Dia bilang jika pembangunan IKN berdampak ke tanahnya, maka dia meminta ganti rugi bangunan rumah, kebun dan warung sembako sebagaimana yang dia miliki saat ini.
“Kalau hanya diberi rumah aja, mau makan pakai apa. Harus ada tempat usaha dan kebun, baru saya bisa angkat kaki,” kata dia.
Sebagai warga suku asli Paser, Rania ingin hidup tenang di tanah kelahirannya.
Karena itu, dia meminta agar pembangunan IKN tak merampas hak masyarakat lokal.
“Ada IKN kita bersyukur, ramai. Tapi kita jangan ganggu kami, jangan gusur kami. Kalau membangun silahkan.
Kami tinggal di sini sejak nenek moyang kami, saya mau mati di sini, kakek moyang kami lahirkan kami di sini," pungkas dia.
Warga lain, Yati Dahlia juga mengaku tak dapat pemberitahuan.
Dia tidak melarang pemindahan IKN ke Sepaku. Namun, ia berharap pembangunan IKN bisa lebih partisipasif.
"Kami nggak ada pemberitahuann. Enggak ada diajak bicara. Kami enggak dipanggil koordinasi masalah itu.
Lahan kami ikut kena," kata dia.
"Kita nggak melarang cuma diundanglah biar kami tahu. Kami ingin semua orang di sini dilindungi.
Sebelum ada perusahaan, orangtua saya sudah di sini," tambah dia.
Warga RT 16 Kelurahan Pemaluan, Hasan Sulaiman (75) juga menyebut patok KIPP masuk sebagian lahannya.
Meski begitu dia sudah siap melepas namun hanya sebagian jika negara membutuhkan.
“Kalau memang diambil buat negara ya sebagianlah, jangan semua,” kata dia.
Hasan punya lahan sekitar 20-an hektar yang dibeli dari warga setempat pada 2014.
Lahan miliknya itu kini ditumbuhi kelapa sawit. Sebagian sudah sertifikat hak milik (SHM), sebagian lain masih segel. Hasan juga mengaku belum mendapat sosialisasi perihal pembebasan lahan tersebut.
“Kami juga mau tinggal di sini jangan semua dibeli pemerintah. Kita enggak mau pindah, kita ada anak cucu juga yang mau tinggal,” kata dia.
Sekretaris Camat Sepaku, Adi Kustaman mengakui sosialisasi pematokan KIPP ke masyarakat belum maksimal.
Sehari sebelum dipatok, ia mengaku diundang rapat di kantor BPN/ATR Balikpapan.

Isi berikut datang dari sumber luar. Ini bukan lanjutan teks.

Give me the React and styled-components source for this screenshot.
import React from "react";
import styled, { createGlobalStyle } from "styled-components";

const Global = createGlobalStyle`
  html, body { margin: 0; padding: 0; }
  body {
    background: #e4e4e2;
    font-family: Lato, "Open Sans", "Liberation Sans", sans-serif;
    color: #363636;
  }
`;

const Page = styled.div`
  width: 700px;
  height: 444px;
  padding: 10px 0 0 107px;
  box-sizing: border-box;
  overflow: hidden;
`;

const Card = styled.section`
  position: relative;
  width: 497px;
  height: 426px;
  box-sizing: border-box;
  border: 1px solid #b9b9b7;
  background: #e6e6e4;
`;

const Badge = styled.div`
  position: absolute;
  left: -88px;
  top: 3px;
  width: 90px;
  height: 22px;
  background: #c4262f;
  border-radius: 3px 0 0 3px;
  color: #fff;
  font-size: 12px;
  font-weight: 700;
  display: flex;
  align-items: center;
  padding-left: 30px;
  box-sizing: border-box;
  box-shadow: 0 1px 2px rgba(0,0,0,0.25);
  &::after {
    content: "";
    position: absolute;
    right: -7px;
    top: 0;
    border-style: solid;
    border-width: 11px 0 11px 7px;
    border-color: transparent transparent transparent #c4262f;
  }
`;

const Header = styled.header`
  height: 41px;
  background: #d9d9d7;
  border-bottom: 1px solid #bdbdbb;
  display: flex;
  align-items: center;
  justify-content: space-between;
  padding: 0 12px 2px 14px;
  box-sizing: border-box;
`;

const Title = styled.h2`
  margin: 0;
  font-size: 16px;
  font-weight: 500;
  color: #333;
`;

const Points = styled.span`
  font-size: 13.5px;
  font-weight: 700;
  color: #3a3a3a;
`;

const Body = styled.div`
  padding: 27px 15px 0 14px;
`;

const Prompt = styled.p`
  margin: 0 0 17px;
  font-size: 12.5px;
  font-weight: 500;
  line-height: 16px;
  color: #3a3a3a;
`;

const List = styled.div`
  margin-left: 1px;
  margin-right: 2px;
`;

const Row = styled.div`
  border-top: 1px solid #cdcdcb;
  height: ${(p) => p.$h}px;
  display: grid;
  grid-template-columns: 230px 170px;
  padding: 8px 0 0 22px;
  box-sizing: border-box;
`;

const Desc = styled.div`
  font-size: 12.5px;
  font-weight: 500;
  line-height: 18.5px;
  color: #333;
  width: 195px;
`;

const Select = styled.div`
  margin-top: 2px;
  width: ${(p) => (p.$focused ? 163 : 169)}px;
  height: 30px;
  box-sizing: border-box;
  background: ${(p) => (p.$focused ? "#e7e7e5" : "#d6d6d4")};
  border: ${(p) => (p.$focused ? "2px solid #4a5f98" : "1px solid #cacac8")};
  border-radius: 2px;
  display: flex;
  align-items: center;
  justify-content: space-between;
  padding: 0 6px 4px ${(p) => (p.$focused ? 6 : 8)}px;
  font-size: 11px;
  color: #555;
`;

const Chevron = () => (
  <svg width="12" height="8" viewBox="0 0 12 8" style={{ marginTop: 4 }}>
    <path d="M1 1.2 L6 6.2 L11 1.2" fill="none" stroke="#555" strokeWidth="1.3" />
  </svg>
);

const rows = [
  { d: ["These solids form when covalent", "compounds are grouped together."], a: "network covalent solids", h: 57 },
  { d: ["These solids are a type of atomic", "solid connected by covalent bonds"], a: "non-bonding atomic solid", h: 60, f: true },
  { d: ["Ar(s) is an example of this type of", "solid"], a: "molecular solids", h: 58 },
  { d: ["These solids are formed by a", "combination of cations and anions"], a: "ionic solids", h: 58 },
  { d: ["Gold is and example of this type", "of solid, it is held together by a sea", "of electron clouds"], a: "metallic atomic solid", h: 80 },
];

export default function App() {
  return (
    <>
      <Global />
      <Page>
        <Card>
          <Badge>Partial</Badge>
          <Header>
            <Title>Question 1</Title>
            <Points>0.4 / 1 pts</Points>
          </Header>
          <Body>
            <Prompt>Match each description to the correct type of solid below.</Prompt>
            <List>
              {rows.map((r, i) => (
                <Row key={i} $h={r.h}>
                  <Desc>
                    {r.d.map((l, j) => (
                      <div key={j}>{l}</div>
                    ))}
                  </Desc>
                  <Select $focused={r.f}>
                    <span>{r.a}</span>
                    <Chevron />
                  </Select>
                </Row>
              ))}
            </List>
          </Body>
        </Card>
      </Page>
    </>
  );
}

“Besoknya harus sudah dipasang patok. Saya tolak. Saya bilang harus sosialisasi dulu ke masyarakat,” kata dia.
Usulan tersebut diterima namun diberi waktu hanya sehari. Malamnya ia mengundang masyarakat melalui pesan singkat melalui lurah dan RT.

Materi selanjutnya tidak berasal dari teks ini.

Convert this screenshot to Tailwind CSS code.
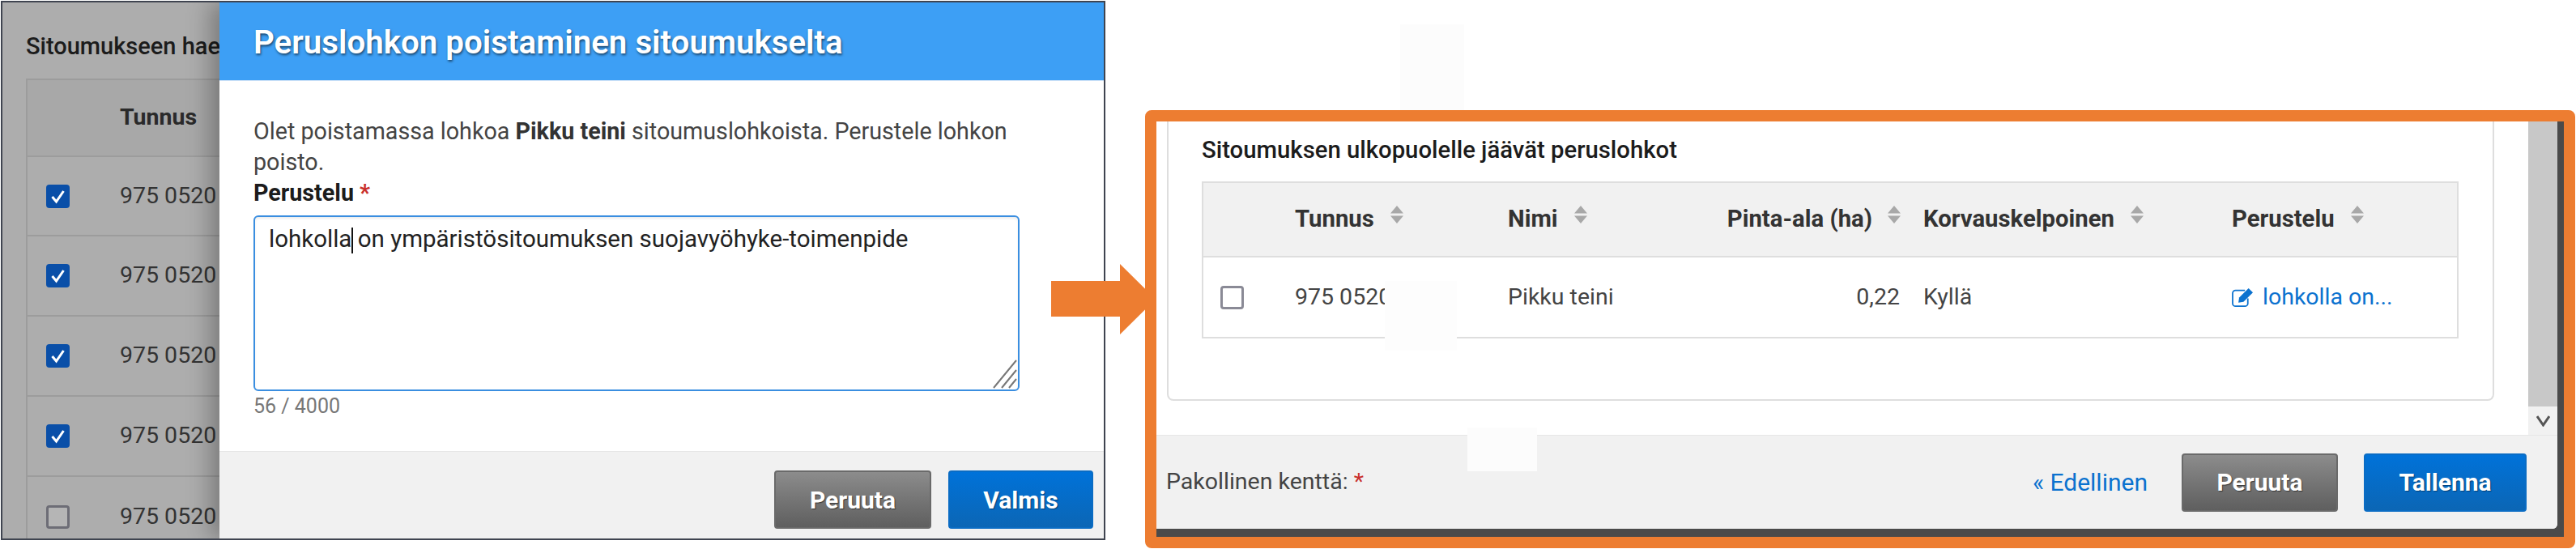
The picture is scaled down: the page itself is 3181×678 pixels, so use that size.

“Malam-malam karena enggak sempat bikin surat undangan resmi, saya bikin informasi melalui WA (WhatsApp) ke Kades Bumi Harapan dan Pemaluan untuk diteruskan ke RT dan masyarakat pemilik lahan untuk sosialisasi besoknya,” kata dia.
Saat sosialisasi, kata Adi, sebagian masyarakat menghadiri namun sebagian lain tidak.
"Tapi saya rasa sudah cukup mewakili karena banyak juga hadir. Ketua RT juga hadir.
Namanya mendadak, mungkin sedang enggak di tempat. Intinya, semua yang hadir semua setuju,” tutur dia.
Usai sosialisasi itu, tim turun lapangan mematok. Sebanyak 50 titik dipasang patok dengan jarak masing-masing 25 meter sampai 50 meter.
Dari luasan KIPP 6.671 hektar yang dipatok sekitar 800 – 1000 hektar yang masuk areal penggunaan lain (APL).
Sebab, sebagian besar dikuasai masyarakat.
Ada juga aset Pemda PPU, dan konsesi perusahaan sawit.
Adi mengaku punya data jumlah warga yang lahannya masuk kawasan KIPP beserta jumlah bangunan. Namun, dirinya belum bisa membeberkan karena masih data internal.
Nantinya, semua bangunan warga yang dipatok masuk KIPP bakal direlokasi.
“Otomatis bakal diungsikan (relokasi) karena masuk wilayah KIPP. Masyarakat harus siapkan diri.
Masyarakat bisa minta ganti rugi berupa properti, lahan, duit atau pengganti lain yang disepakati," pungkas dia.